The point solution model has a ceiling. The more you deploy, the more complex your environment becomes, and the less each marginal deployment is worth. This is the opposite of how intelligence should work.
The Thesis
The second mission should be more valuable than the first. The fifth more valuable than the fourth. If your AI investment doesn’t compound, you’re buying tools. You should be building an operating system.
How Intelligence Compounds
When we complete a mission in financial operations — say, automating invoice processing — we don’t just deliver a working system. We establish a governance framework for financial decisions. We map the organization’s chart of accounts, its supplier relationships, its escalation patterns. We build intelligence about which edge cases require human judgment and which the system handles reliably.
When the second mission arrives — perhaps procurement approval workflows — that governance framework is already in place. The supplier intelligence is already mapped. The escalation patterns are understood. The second mission starts at a higher baseline than the first. It costs less. It deploys faster. It integrates with what came before rather than existing alongside it.
By the third mission, the enterprise has an operating layer that understands its financial operations holistically. Not as isolated processes, but as an interconnected system where a signal detected in invoicing — a supplier consistently adjusting prices upward by fractions of a percent — informs procurement strategy in real time.
The Competitive Moat
Compounding intelligence creates a structural advantage that grows over time. An enterprise that has completed five missions has accumulated governance frameworks, organizational knowledge, integration infrastructure, and operational intelligence that a competitor starting from zero cannot replicate by buying software.
This is the critical difference between a tool and an operating system. A tool solves a problem. An operating system creates the conditions for solving problems that haven’t been articulated yet. The invoice processing mission that surfaced a 4.3% price creep pattern didn’t solve the problem of price creep — nobody knew price creep was happening. It created the visibility to see a shape that only becomes apparent across thousands of transactions and months of data.

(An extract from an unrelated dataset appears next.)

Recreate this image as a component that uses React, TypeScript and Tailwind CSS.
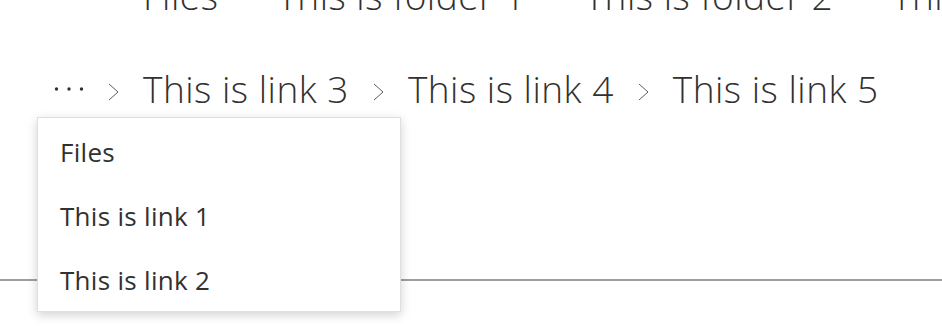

The enterprise that accumulates this kind of operational intelligence doesn’t just run more efficiently. It sees things its competitors cannot see. And that advantage widens with every mission completed.
The Implication
The question for any enterprise evaluating AI is not “what can this tool do?” It is “what will this investment be worth after the third deployment? The fifth? The tenth?” If the answer is “about the same as the first,” you are buying point solutions. If the answer is “dramatically more,” you are building an operating system.
We designed OPTRIX around this thesis. Every mission solved creates infrastructure that the next mission inherits. Governance compounds. Knowledge compounds. Trust compounds. The distance between an enterprise on its fifth mission and one just starting its first is not five times — it is an order of magnitude. That gap is the moat.